As I'm changing the baby, Jesse comes up and hugs me from behind. "I love you," he says.
"I love you too," I return.
There is no need for a lengthy apology. I have already forgiven him. I know it is really hard to understand how or why I think and behave the way I do. Even for someone as brilliant as him, any kind of mental illness is impossible to understand fully unless you're the one suffering from it. And even then, I do not entirely understand what is going on inside my skull. The truth is, no one does. Not even the most talented neuroscientists and psychologists. Everyone is just practicing with their best guesses.

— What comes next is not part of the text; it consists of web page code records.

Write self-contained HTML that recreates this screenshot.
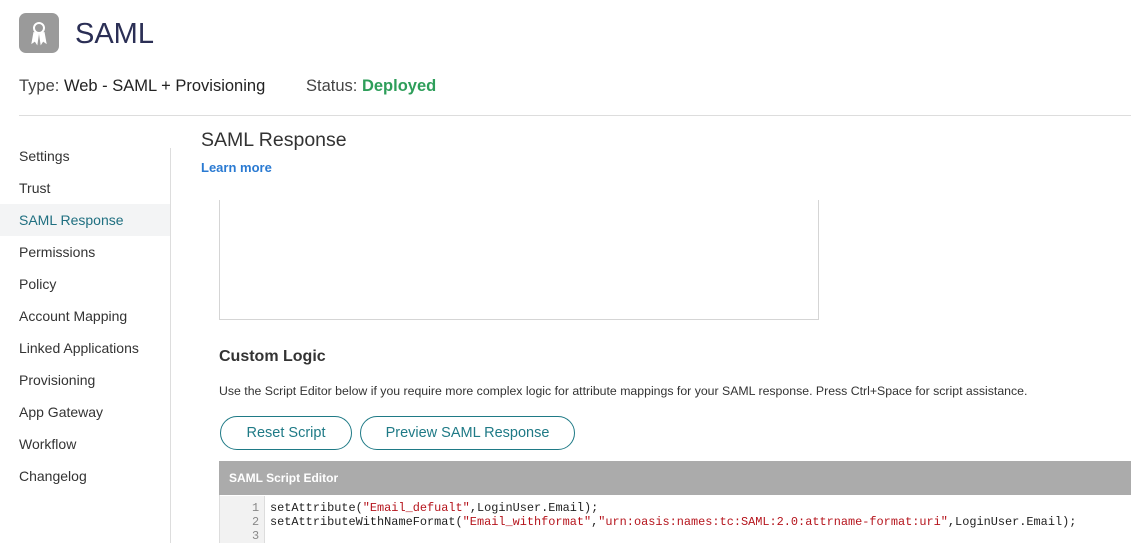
<!DOCTYPE html>
<html><head><style>
*{margin:0;padding:0;box-sizing:border-box}
body{width:1131px;height:543px;overflow:hidden;background:#fff;font-family:"Liberation Sans",sans-serif;color:#333;position:relative}
.a{position:absolute}
.nav div{position:absolute;left:0;width:170px;height:32px;line-height:32px;padding-left:19px;font-size:14px;color:#333}
.btn{position:absolute;top:416px;height:34px;border:1.5px solid #1f7a86;border-radius:17px;color:#1f7a86;font-size:14.5px;text-align:center;line-height:32px}
.code{font-family:"Liberation Mono",monospace;font-size:11.9px;white-space:pre;color:#222}
.s{color:#b5141c}
</style></head><body>
<div class="a" style="left:19px;top:13px;width:40px;height:40px;background:#9a9a9a;border-radius:7px">
<svg width="40" height="40" viewBox="0 0 40 40"><circle cx="20" cy="15" r="5" fill="none" stroke="#fff" stroke-width="2"/><path d="M15 19 L13 30 L16 28 L18 31 L19.5 21 M25 19 L27 30 L24 28 L22 31 L20.5 21" fill="#fff" stroke="#fff" stroke-width="1"/></svg></div>
<div class="a" style="left:75px;top:18px;font-size:29px;color:#2b2f55">SAML</div>
<div class="a" style="left:19px;top:77px;font-size:16.5px;color:#444">Type: <span style="color:#222">Web - SAML + Provisioning</span></div>
<div class="a" style="left:306px;top:77px;font-size:16.5px;color:#444">Status: <span style="color:#2e9e5a;font-weight:bold">Deployed</span></div>
<div class="a" style="left:19px;top:115px;width:1112px;height:1px;background:#ddd"></div>
<div class="a" style="left:170px;top:148px;width:1px;height:395px;background:#ddd"></div>
<div class="nav">
<div style="top:140px">Settings</div>
<div style="top:172px">Trust</div>
<div style="top:204px;background:#f3f4f5;color:#1f6f80">SAML Response</div>
<div style="top:236px">Permissions</div>
<div style="top:268px">Policy</div>
<div style="top:300px">Account Mapping</div>
<div style="top:332px">Linked Applications</div>
<div style="top:364px">Provisioning</div>
<div style="top:396px">App Gateway</div>
<div style="top:428px">Workflow</div>
<div style="top:460px">Changelog</div>
</div>
<div class="a" style="left:201px;top:129px;font-size:19.5px;color:#333">SAML Response</div>
<div class="a" style="left:201px;top:160px;font-size:13px;font-weight:bold;color:#2a7ad2">Learn more</div>
<div class="a" style="left:219px;top:200px;width:600px;height:120px;border:1px solid #d5d5d5;border-top:none"></div>
<div class="a" style="left:219px;top:348px;font-size:16px;font-weight:bold;color:#333">Custom Logic</div>
<div class="a" style="left:219px;top:384px;font-size:12.3px;color:#333">Use the Script Editor below if you require more complex logic for attribute mappings for your SAML response. Press Ctrl+Space for script assistance.</div>
<div class="btn" style="left:220px;width:132px">Reset Script</div>
<div class="btn" style="left:360px;width:215px">Preview SAML Response</div>
<div class="a" style="left:219px;top:461px;width:912px;height:34px;background:#ababab;color:#fff;font-weight:bold;font-size:12px;line-height:34px;padding-left:10px">SAML Script Editor</div>
<div class="a" style="left:219px;top:495px;width:912px;height:48px;border-left:1px solid #ddd"></div>
<div class="a" style="left:220px;top:496px;width:45px;height:47px;background:#f2f2f2;border-right:1px solid #ddd"></div>
<div class="a code" style="left:252px;top:501px;line-height:14px;color:#888">1
2
3</div>
<div class="a code" style="left:270px;top:501px;line-height:14px">setAttribute(<span class="s">"Email_defualt"</span>,LoginUser.Email);
setAttributeWithNameFormat(<span class="s">"Email_withformat"</span>,<span class="s">"urn:oasis:names:tc:SAML:2.0:attrname-format:uri"</span>,LoginUser.Email);</div>
</body></html>
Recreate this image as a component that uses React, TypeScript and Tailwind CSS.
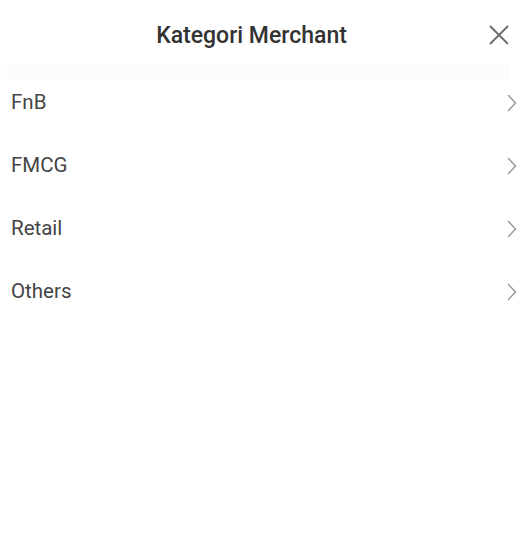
import React from "react";

const categories = ["FnB", "FMCG", "Retail", "Others"];

function Chevron() {
  return (
    <svg width="10" height="18" viewBox="0 0 10 18" fill="none">
      <path d="M1.5 1.5 L8.5 9 L1.5 16.5" stroke="#9a9a9a" strokeWidth="1.5" strokeLinecap="round" strokeLinejoin="round" />
    </svg>
  );
}

function CloseIcon() {
  return (
    <svg width="20" height="20" viewBox="0 0 20 20" fill="none">
      <path d="M1.5 1.5 L18.5 18.5 M18.5 1.5 L1.5 18.5" stroke="#6b6b6b" strokeWidth="1.8" strokeLinecap="round" />
    </svg>
  );
}

export default function App() {
  return (
    <div className="w-[525px] h-[535px] bg-white overflow-hidden" style={{ fontFamily: "Roboto, 'Noto Sans', sans-serif" }}>
      <div className="relative h-[71px] flex items-center justify-center pr-[22px] pt-[1px]">
        <span className="text-[23px] font-medium text-[#333333]">Kategori Merchant</span>
        <button className="absolute right-[16px] top-[25px]">
          <CloseIcon />
        </button>
        {/* soft fade under the header */}
        <div className="absolute left-[7px] right-[15px] top-[64px] h-[16px] bg-[#fcfcfc]" />
      </div>
      <ul className="relative">
        {categories.map((c) => (
          <li key={c} className="h-[63px] flex items-center justify-between pl-[11px] pr-[8px]">
            <span className="text-[20.5px] text-[#444444]">{c}</span>
            <Chevron />
          </li>
        ))}
      </ul>
    </div>
  );
}
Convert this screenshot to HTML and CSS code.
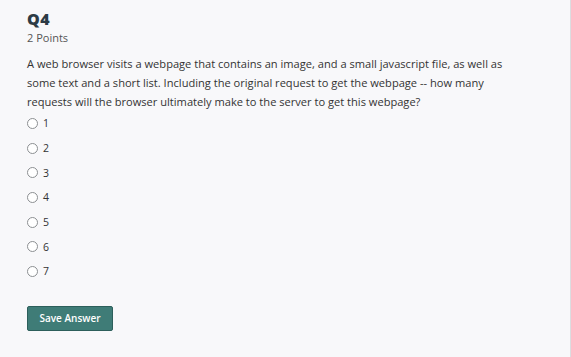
FILE: index.html
```html
<!DOCTYPE html>
<html lang="en">
<head>
    <meta charset="UTF-8">
    <title>Q4</title>
    <link rel="stylesheet" href="styles.css">
</head>
<body>
<div class="page">
    <div class="question">
        <h2 class="title">Q4</h2>
        <div class="points">2 Points</div>
        <p class="text">A web browser visits a webpage that contains an image, and a small javascript file, as well as some text and a short list. Including the original request to get the webpage -- how many requests will the browser ultimately make to the server to get this webpage?</p>
        <ul class="answers">
            <li><label><span class="radio"></span>1</label></li>
            <li><label><span class="radio"></span>2</label></li>
            <li><label><span class="radio"></span>3</label></li>
            <li><label><span class="radio"></span>4</label></li>
            <li><label><span class="radio"></span>5</label></li>
            <li><label><span class="radio"></span>6</label></li>
            <li><label><span class="radio"></span>7</label></li>
        </ul>
        <button class="save">Save Answer</button>
    </div>
</div>
</body>
</html>
```

FILE: styles.css
```css
*{
    margin: 0;
    padding: 0;
    box-sizing: border-box;
}
html, body{
    height: 100%;
}
body{
    background: #f8f8fa;
    font-family: "Open Sans", "Liberation Sans", sans-serif;
    color: #333;
}
.page{
    height: 100%;
    border-right: 1px solid #dcdde0;
}
.question{
    padding: 8px 27px 0 27px;
}
.title{
    font-size: 16px;
    font-weight: 800;
    letter-spacing: 0.4px;
    color: #2d3b45;
    line-height: 22px;
}
.points{
    margin-top: 1px;
    font-size: 11px;
    color: #555;
    line-height: 14px;
}
.text{
    margin-top: 9px;
    font-size: 11.1px;
    line-height: 19px;
    color: #333;
    max-width: 500px;
}
.answers{
    list-style: none;
}
.answers li{
    height: 24.7px;
    display: flex;
    align-items: center;
}
.answers label{
    display: flex;
    align-items: center;
    font-size: 10.5px;
    color: #333;
}
.radio{
    width: 11px;
    height: 11px;
    border: 1.5px solid #8c8f92;
    border-radius: 50%;
    margin-right: 5px;
    background: #fff;
}
.save{
    margin-top: 22px;
    width: 86px;
    height: 25px;
    background: #3f7c77;
    border: 1px solid #2d5f5b;
    border-radius: 2px;
    color: #fff;
    font-family: inherit;
    font-size: 10px;
    font-weight: 600;
}
```
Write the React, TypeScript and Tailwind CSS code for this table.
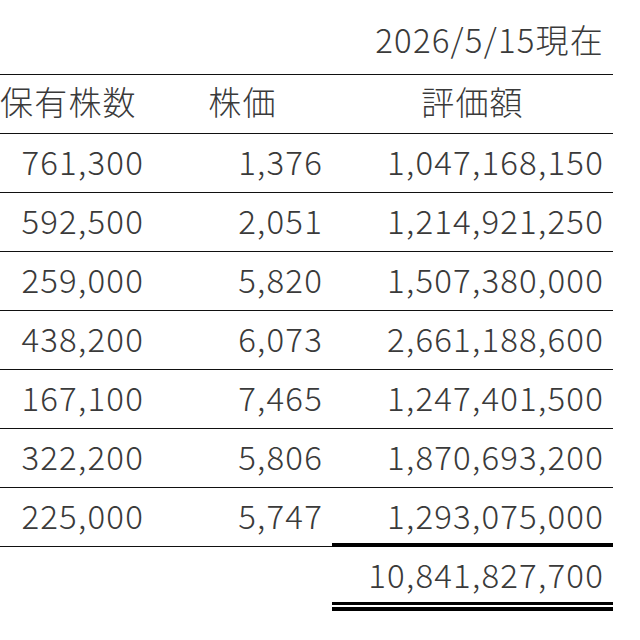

And though I don't have any concrete diagnosis, we both know something is awry. He may try to armchair diagnose and has called it many things: bipolar, depression, OCD. I would suggest ADHD and generalized anxiety as well. But even if I had a diagnosis, that still would not be a real answer as to how or why I feel and think the way I do. Just like God Did It or Because I Said So, I find bland diagnoses to be an intellectually insufficient response to the essential question: Why?